Grand Lake trash proposal includes fines, ‘pay as you throw’ components |

Grand Lake trash proposal includes fines, ‘pay as you throw’ components

Tonya Bina
Sky-Hi Daily News
Grand County, CO Colorado
Byron Hetzler/Sky-Hi Daily News
Byron Hetzler/Sky-Hi Daily News | Sky-Hi Daily News

In an effort to address the problem of human-habituated wildlife in the wilderness-neighboring town of Grand Lake, town officials are exploring new trash laws.

If a visiting bear or raccoon gets into garbage and creates a trash mess on one’s property or the town street, a resident could be held responsible, according to a proposed law in Grand Lake for which an April 26 public hearing has been set.

Grand Lake’s newly proposed waste disposal ordinance calls for a minimum $100 fine for garbage spread on any property from an unsecured container.

It also mandates that trash containers be located curbside only between the hours of 6 a.m. to 7 p.m. on the day of trash pick-up service.

The town’s code enforcer ultimately would police trash-bin violations.

The law does not, however, mandate wildlife-proof trash containers, but “strongly recommends” people utilize such containers.

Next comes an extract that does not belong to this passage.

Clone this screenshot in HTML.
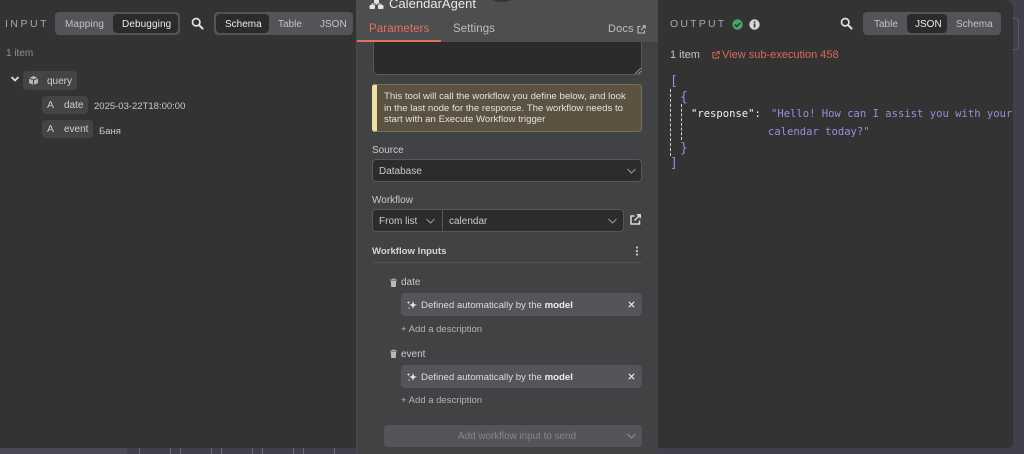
<!DOCTYPE html>
<html><head><meta charset="utf-8"><style>
html,body{margin:0;padding:0}
body{width:1024px;height:454px;overflow:hidden;position:relative;background:#403f4c;font-family:"Liberation Sans","Noto Sans CJK SC",sans-serif;color:#d4d4d6}
.a{position:absolute;white-space:nowrap;line-height:14px}
.b{position:absolute;box-sizing:border-box}
svg{position:absolute;overflow:visible}
.t{font-size:10px}
.seg{background:#535458;border-radius:4px}
.act{background:#2b2b2b;border-radius:4px}
.inp{background:#2c2c2c;border:1px solid #57585b;border-radius:4px}
.pill{background:#434445;border-radius:4px}
.ai{background:#545558;border-radius:4px}
.mono{font-family:"DejaVu Sans Mono","Liberation Mono",monospace;font-size:10.55px;line-height:14px;position:absolute;white-space:pre}
.br{font-size:13px}
.tk{position:absolute;top:448px;width:1px;height:6px;background:#6a6a72}
</style></head><body>
<div class="b" style="left:0;top:0;width:356px;height:448px;background:#333"></div>
<div class="b" style="left:0;top:448px;width:127px;height:6px;background:#4a4955"></div>
<i class="tk" style="left:139px"></i><i class="tk" style="left:170px"></i><i class="tk" style="left:180px"></i><i class="tk" style="left:211px"></i><i class="tk" style="left:221px"></i><i class="tk" style="left:252px"></i><i class="tk" style="left:262px"></i><i class="tk" style="left:293px"></i><i class="tk" style="left:303px"></i><i class="tk" style="left:334px"></i>
<div class="b" style="left:658px;top:0;width:355px;height:448px;background:#333;border-radius:0 8px 6px 0"></div>
<div class="b" style="left:1013px;top:18px;width:6px;height:32px;border:1px solid #5a5a64;border-left:none;border-radius:0 3px 3px 0"></div>
<div class="b" style="left:356px;top:0;width:302px;height:454px;background:#414244;border-left:1px solid #4c4d50"></div>

<!-- INPUT -->
<div class="a" style="left:5px;top:17px;font-size:10.500px;letter-spacing:2.500px;color:#a9aaad">INPUT</div>
<div class="b seg" style="left:55px;top:12px;width:125px;height:23px"></div>
<div class="b act" style="left:113px;top:14px;width:65px;height:19px"></div>
<div class="a t" style="left:65px;top:18px;letter-spacing:.1px;color:#c3c4c6">Mapping</div>
<div class="a t" style="left:122px;top:18px;letter-spacing:.1px;color:#ececec">Debugging</div>
<svg style="left:191px;top:17px" width="13" height="13" viewBox="0 0 13 13"><circle cx="5.200" cy="5.200" r="3.700" fill="none" stroke="#e2e2e2" stroke-width="1.700"/><path d="M8 8l3.600 3.600" stroke="#e2e2e2" stroke-width="2" stroke-linecap="round"/></svg>
<div class="b seg" style="left:214px;top:12px;width:139px;height:23px"></div>
<div class="b act" style="left:216px;top:14px;width:53px;height:19px"></div>
<div class="a t" style="left:225px;top:18px;color:#ececec">Schema</div>
<div class="a t" style="left:278px;top:18px;color:#c3c4c6">Table</div>
<div class="a t" style="left:320px;top:18px;color:#c3c4c6">JSON</div>
<div class="a" style="left:6px;top:47px;font-size:10px;color:#8f9093">1 item</div>
<svg style="left:10px;top:75px" width="10" height="8" viewBox="0 0 10 8"><path d="M1.500 2l3.500 3.500L8.500 2" fill="none" stroke="#dcdcdc" stroke-width="1.800"/></svg>
<div class="b pill" style="left:23px;top:71px;width:54px;height:19px"></div>
<svg style="left:28px;top:75px" width="11" height="11" viewBox="0 0 11 11"><path d="M5.500 1L10 3v5l-4.500 2L1 8V3z" fill="#b5b6b8"/><path d="M1 3l4.500 2L10 3M5.500 5v5" stroke="#434445" fill="none"/></svg>
<div class="a t" style="left:47px;top:75px;color:#cfcfd1">query</div>
<div class="b pill" style="left:42px;top:96px;width:46px;height:18px"></div>
<div class="a" style="left:47px;top:98px;font-size:10.500px;color:#c9c9cb">A</div>
<div class="a t" style="left:64px;top:99px;color:#cfcfd1">date</div>
<div class="a" style="left:94px;top:100px;font-size:9.500px;color:#c9c9cb">2025-03-22T18:00:00</div>
<div class="b pill" style="left:42px;top:120px;width:51px;height:18px"></div>
<div class="a" style="left:47px;top:122px;font-size:10.500px;color:#c9c9cb">A</div>
<div class="a t" style="left:64px;top:123px;color:#cfcfd1">event</div>
<div class="a" style="left:99px;top:125px;font-size:9.500px;color:#c9c9cb">Баня</div>

<!-- NDV center header -->
<div class="b" style="left:357px;top:0;width:301px;height:42px;background:#4d4e50"></div>
<div class="b" style="left:357px;top:40px;width:84px;height:2px;background:#e5705e"></div>
<div class="b" style="left:490px;top:-9px;width:24px;height:11px;border-radius:50%;background:#343434"></div>
<svg style="left:369px;top:-1px" width="15" height="11" viewBox="0 0 15 11"><rect x="5" y="0" width="5" height="4" fill="#e6e6e6"/><rect x="0.500" y="6" width="5.500" height="4" rx="1" fill="#e6e6e6"/><rect x="9" y="6" width="5.500" height="4" rx="1" fill="#e6e6e6"/><path d="M7.500 3.500V5M3 6V5h9v1" stroke="#e6e6e6" fill="none"/></svg>
<div class="a" style="left:389px;top:-3px;font-size:13px;letter-spacing:.02px;color:#eaeaea">CalendarAgent</div>
<div class="a" style="left:369px;top:22px;font-size:11.500px;letter-spacing:.1px;color:#e8705e">Parameters</div>
<div class="a" style="left:453px;top:22px;font-size:11.500px;letter-spacing:.05px;color:#bdbec0">Settings</div>
<div class="a" style="left:608px;top:22px;font-size:11px;letter-spacing:.2px;color:#bdbec0">Docs</div>
<svg style="left:637px;top:25px" width="9" height="9" viewBox="0 0 9 9"><path d="M7.500 5.500V8H1V1.500h2.500M4 5l4-4M5.500 .8h2.700v2.700" fill="none" stroke="#bdbec0" stroke-width="1.100"/></svg>

<!-- textarea -->
<div class="b inp" style="left:373px;top:42px;width:269px;height:33px;border-top:none;border-radius:0 0 4px 4px;background:#2b2b2b"></div>
<svg style="left:635px;top:68px" width="6" height="6" viewBox="0 0 6 6"><path d="M0 6l6-6M3 6l3-3" stroke="#aaa" stroke-width=".8"/></svg>

<!-- notice -->
<div class="b" style="left:372px;top:84px;width:270px;height:48px;background:#5b5241;border:1px solid #7a6d52;border-left:5px solid #f2dca6;border-radius:3px"></div>
<div class="a" style="left:384px;top:91px;font-size:9.650px;line-height:11.600px;color:#e2e2df">This tool will call the workflow you define below, and look<br>in the last node for the response. The workflow needs to<br>start with an Execute Workflow trigger</div>

<!-- Source -->
<div class="a" style="left:372px;top:144px;font-size:10px;color:#c9cacb">Source</div>
<div class="b inp" style="left:372px;top:159px;width:270px;height:23px"></div>
<div class="a t" style="left:379px;top:165px;color:#c9cacb">Database</div>
<svg style="left:626px;top:168px" width="11" height="6" viewBox="0 0 11 6"><path d="M1.500 1l4 4 4-4" fill="none" stroke="#9c9d9f"/></svg>

<!-- Workflow -->
<div class="a" style="left:372px;top:194px;font-size:10px;color:#c9cacb">Workflow</div>
<div class="b inp" style="left:372px;top:209px;width:252px;height:23px"></div>
<div class="b" style="left:442px;top:210px;width:1px;height:21px;background:#57585b"></div>
<div class="a t" style="left:379px;top:215px;color:#c9cacb">From list</div>
<svg style="left:425px;top:218px" width="11" height="6" viewBox="0 0 11 6"><path d="M1.500 1l4 4 4-4" fill="none" stroke="#9c9d9f"/></svg>
<div class="a t" style="left:449px;top:215px;color:#c9cacb">calendar</div>
<svg style="left:607px;top:218px" width="11" height="6" viewBox="0 0 11 6"><path d="M1.500 1l4 4 4-4" fill="none" stroke="#9c9d9f"/></svg>
<svg style="left:630px;top:214px" width="11" height="11" viewBox="0 0 11 11"><path d="M9.500 6.500V10H1V2h3.500M4.500 6.500L10 1M6.800 .8h3.400v3.400" fill="none" stroke="#dcdcdc" stroke-width="1.500"/></svg>

<!-- Workflow inputs -->
<div class="a" style="left:372px;top:245px;font-size:9.600px;font-weight:bold;color:#d4d5d6">Workflow Inputs</div>
<svg style="left:635px;top:246px" width="4" height="10" viewBox="0 0 4 10"><circle cx="2" cy="1.500" r="1.100" fill="#c9cacb"/><circle cx="2" cy="5" r="1.100" fill="#c9cacb"/><circle cx="2" cy="8.500" r="1.100" fill="#c9cacb"/></svg>
<div class="b" style="left:372px;top:262px;width:270px;height:1px;background:#515254"></div>

<svg style="left:390px;top:278px" width="8" height="9" viewBox="0 0 8 9"><path d="M0 1.500h7v1H0zM2.500 .5h2v1h-2zM.8 3h5.400l-.4 6H1.200z" fill="#b9babc"/></svg>
<div class="a" style="left:401px;top:276px;font-size:10px;color:#c9cacb">date</div>
<div class="b ai" style="left:401px;top:293px;width:241px;height:23px"></div>
<svg style="left:407px;top:300px" width="10" height="10" viewBox="0 0 10 10"><path d="M6 1l1 3 3 1-3 1-1 3-1-3-3-1 3-1z" fill="#e6e6e6"/><path d="M1.500 1l.5 1 1 .5-1 .5-.5 1-.5-1L0 2.500l1-.5zM2 7l.4.700.6.300-.6.300L2 9l-.4-.7L1 8l.6-.3z" fill="#e6e6e6"/></svg>
<div class="a" style="left:421px;top:299px;font-size:9.650px;color:#dcdcdd">Defined automatically by the <b style="color:#efefef">model</b></div>
<svg style="left:628px;top:301px" width="7" height="7" viewBox="0 0 7 7"><path d="M.8.800l5.400 5.400M6.200.8L.8 6.200" stroke="#e6e6e6" stroke-width="1.200"/></svg>
<div class="a" style="left:401px;top:323px;font-size:9.500px;color:#b3b4b6">+ Add a description</div>

<svg style="left:390px;top:349px" width="8" height="9" viewBox="0 0 8 9"><path d="M0 1.500h7v1H0zM2.500 .5h2v1h-2zM.8 3h5.400l-.4 6H1.200z" fill="#b9babc"/></svg>
<div class="a" style="left:401px;top:348px;font-size:10px;color:#c9cacb">event</div>
<div class="b ai" style="left:401px;top:365px;width:241px;height:23px"></div>
<svg style="left:407px;top:372px" width="10" height="10" viewBox="0 0 10 10"><path d="M6 1l1 3 3 1-3 1-1 3-1-3-3-1 3-1z" fill="#e6e6e6"/><path d="M1.500 1l.5 1 1 .5-1 .5-.5 1-.5-1L0 2.500l1-.5zM2 7l.4.700.6.300-.6.300L2 9l-.4-.7L1 8l.6-.3z" fill="#e6e6e6"/></svg>
<div class="a" style="left:421px;top:371px;font-size:9.650px;color:#dcdcdd">Defined automatically by the <b style="color:#efefef">model</b></div>
<svg style="left:628px;top:373px" width="7" height="7" viewBox="0 0 7 7"><path d="M.8.800l5.400 5.400M6.200.8L.8 6.200" stroke="#e6e6e6" stroke-width="1.200"/></svg>
<div class="a" style="left:401px;top:394px;font-size:9.500px;color:#b3b4b6">+ Add a description</div>

<div class="b ai" style="left:384px;top:425px;width:258px;height:22px"></div>
<div class="a" style="left:458px;top:430px;font-size:9.900px;color:#86878a">Add workflow input to send</div>
<svg style="left:626px;top:433px" width="11" height="6" viewBox="0 0 11 6"><path d="M1.500 1l4 4 4-4" fill="none" stroke="#8f9093"/></svg>

<!-- OUTPUT -->
<div class="a" style="left:670px;top:17px;font-size:10.500px;letter-spacing:2.200px;color:#a9aaad">OUTPUT</div>
<svg style="left:732px;top:19px" width="11" height="11" viewBox="0 0 11 11"><circle cx="5.500" cy="5.500" r="5.200" fill="#4aa566"/><path d="M2.800 5.500l2 2 3.400-3.600" fill="none" stroke="#333" stroke-width="1.500"/></svg>
<svg style="left:749px;top:19px" width="11" height="11" viewBox="0 0 11 11"><circle cx="5.500" cy="5.500" r="5.200" fill="#d8d8d8"/><rect x="4.700" y="4.500" width="1.700" height="4" fill="#333"/><rect x="4.700" y="2.300" width="1.700" height="1.500" fill="#333"/></svg>
<svg style="left:840px;top:17px" width="13" height="13" viewBox="0 0 13 13"><circle cx="5.200" cy="5.200" r="3.700" fill="none" stroke="#e2e2e2" stroke-width="1.700"/><path d="M8 8l3.600 3.600" stroke="#e2e2e2" stroke-width="2" stroke-linecap="round"/></svg>
<div class="b seg" style="left:863px;top:12px;width:138px;height:23px"></div>
<div class="b act" style="left:907px;top:14px;width:40px;height:19px"></div>
<div class="a t" style="left:874px;top:18px;color:#c3c4c6">Table</div>
<div class="a t" style="left:915px;top:18px;color:#ececec">JSON</div>
<div class="a t" style="left:956px;top:18px;color:#c3c4c6">Schema</div>
<div class="a" style="left:670px;top:48px;font-size:11px;color:#c3c4c6">1 item</div>
<svg style="left:712px;top:51px" width="8" height="8" viewBox="0 0 8 8"><path d="M6.500 4.800V7H1V1.500h2.300M3.300 4.500L7 .8M4.800.7h2.500v2.500" fill="none" stroke="#d9695a" stroke-width="1"/></svg>
<div class="a" style="left:722px;top:48px;font-size:11px;color:#d9695a">View sub-execution 458</div>

<div class="mono br" style="left:670px;top:75px;color:#9490dc">[</div>
<div class="mono br" style="left:680px;top:91px;color:#9490dc">{</div>
<div class="mono" style="left:691px;top:107px;color:#f0f0f0">"response":</div>
<div class="mono" style="left:771px;top:107px;width:243px;overflow:hidden;color:#9490dc">"Hello! How can I assist you with your</div>
<div class="mono" style="left:768px;top:125px;color:#9490dc">calendar today?"</div>
<div class="mono br" style="left:680px;top:142px;color:#9490dc">}</div>
<div class="mono br" style="left:670px;top:157px;color:#9490dc">]</div>
<div class="b" style="left:670px;top:89px;width:0;height:67px;border-left:1px dashed #cfcfcf"></div>
<div class="b" style="left:681px;top:104px;width:0;height:36px;border-left:1px dashed #cfcfcf"></div>
</body></html>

A “pay-as-you-throw” centralized trash-collection facility is included in the draft law, allowing for part-time homeowners, full-time residents or visitors to dump their trash in a public bin.

The law was drafted upon the recommendation of the town’s trash ad-hoc committee. The committee was formed to explore solutions to the town’s trash problems after the town adopted its previous law, which mandated trash service for all residences.

Second-home owners came out vehemently opposed to that law, however, due to the limited nature of their trash needs. The town issued a moratorium on enforcement of that law, formed the committee and recently extended the moratorium until May 1.

Poaching of private Dumpsters and wildlife habituation were reasons the town steered toward a new approach.

The new draft law’s response to second-home owner opposition is a community Dumpster, paid for through special “pay-as-you-throw” garbage-bag purchases.

Not using the specific pay-as-you-throw bags for trash thrown in the public trash facility would be illegal, according to the draft law.

Pay-as-you-throw bags, the law states, would be purchased from the town of Grand Lake or from an “authorized distributor.”

And the Town of Grand Lake may not be the agency running the town’s pay-as-you-throw trash solution.

Town officials soon will be seeking proposals from companies or individuals willing to operate the pay-as-you-throw system in town, according to the town’s code enforcement officer, Dan Korkowski.

Operation of the facility would entail hauling away the Dumpster trash and finding a way to vend the designated trash bags.

The contracted distributor would either locate the pay-as-you-throw facility on private property or would apply for a conditional use permit for use of the town’s land.

Possible town-owned sites for a pay-as-you-throw facility are at the town road and bridge structures behind the car wash, or on town land at the parking lot behind the Grand Lake Art Gallery, The Sagebrush and The Lariat Saloon.

At least one trash-hauling business already has shown interest in running the pay-as-you-throw trash operation in Grand Lake, Korkowski said.